-- start ROWS --

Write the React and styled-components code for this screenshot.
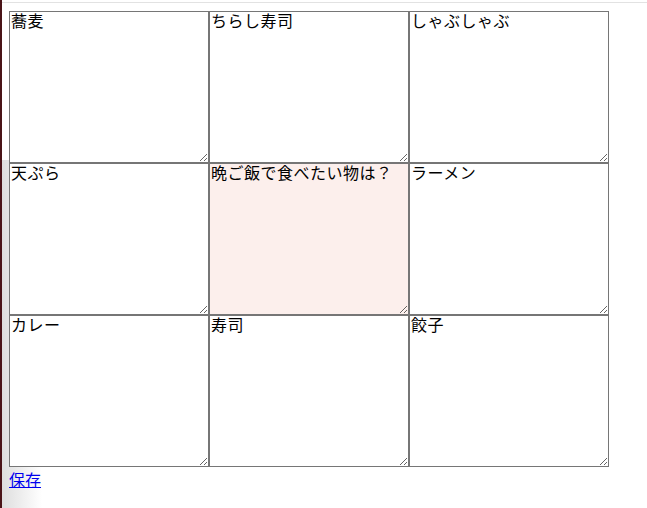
import React from 'react';
import styled, { createGlobalStyle } from 'styled-components';

const GlobalStyle = createGlobalStyle`
    html, body {
        margin: 0;
        padding: 0;
        background: #fff;
    }
    body {
        min-height: 508px;
        font-family: "Noto Sans CJK JP", "Noto Sans", sans-serif;
        border-left: 2px solid #4a1418;
        box-sizing: border-box;
        background:
            linear-gradient(#e2e2e2, #e2e2e2) 0 2px / 100% 1px no-repeat,
            linear-gradient(to right, #dedede, #ffffff 40px) 0 160px / 40px 100% no-repeat,
            #fff;
    }
`;

const Page = styled.div`
    padding: 11px 0 0 7px;
`;

const Board = styled.div`
    display: grid;
    grid-template-columns: repeat(3, 200px);
    grid-auto-rows: 152px;
`;

const Cell = styled.textarea`
    display: block;
    box-sizing: border-box;
    width: 200px;
    height: 152px;
    margin: 0;
    padding: 0 1px;
    border: 1px solid #767676;
    background: ${({ $center }) => ($center ? '#fcefec' : '#fff')};
    color: #000;
    font-family: "Noto Sans CJK JP", "Noto Sans", sans-serif;
    font-size: 16px;
    line-height: 16px;
    letter-spacing: 0.5px;
    outline: none;
`;

const SaveLink = styled.a`
    display: inline-block;
    color: #0000ee;
    font-size: 16px;
    text-decoration: underline;
    cursor: pointer;
`;

const items = [
    '蕎麦',
    'ちらし寿司',
    'しゃぶしゃぶ',
    '天ぷら',
    '晩ご飯で食べたい物は？',
    'ラーメン',
    'カレー',
    '寿司',
    '餃子',
];

const App = () => {
    return (
        <Page>
            <GlobalStyle />
            <Board>
                {items.map((text, i) => (
                    <Cell key={i} $center={i === 4} defaultValue={text} />
                ))}
            </Board>
            <SaveLink href="#">保存</SaveLink>
        </Page>
    );
};

export default App;
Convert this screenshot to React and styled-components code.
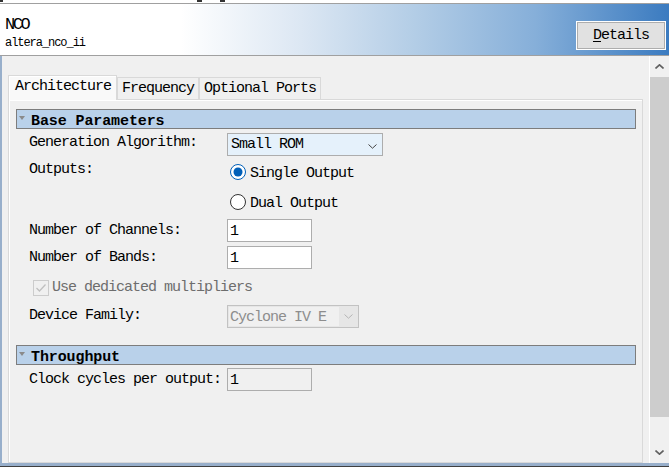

-- end ROWS --

## [TASK DESCRIPTION]
Among the lines of the listing, how many hold the string "screenshot"? Respond with only the number.

## [ANSWER TO THE PROBLEM]
2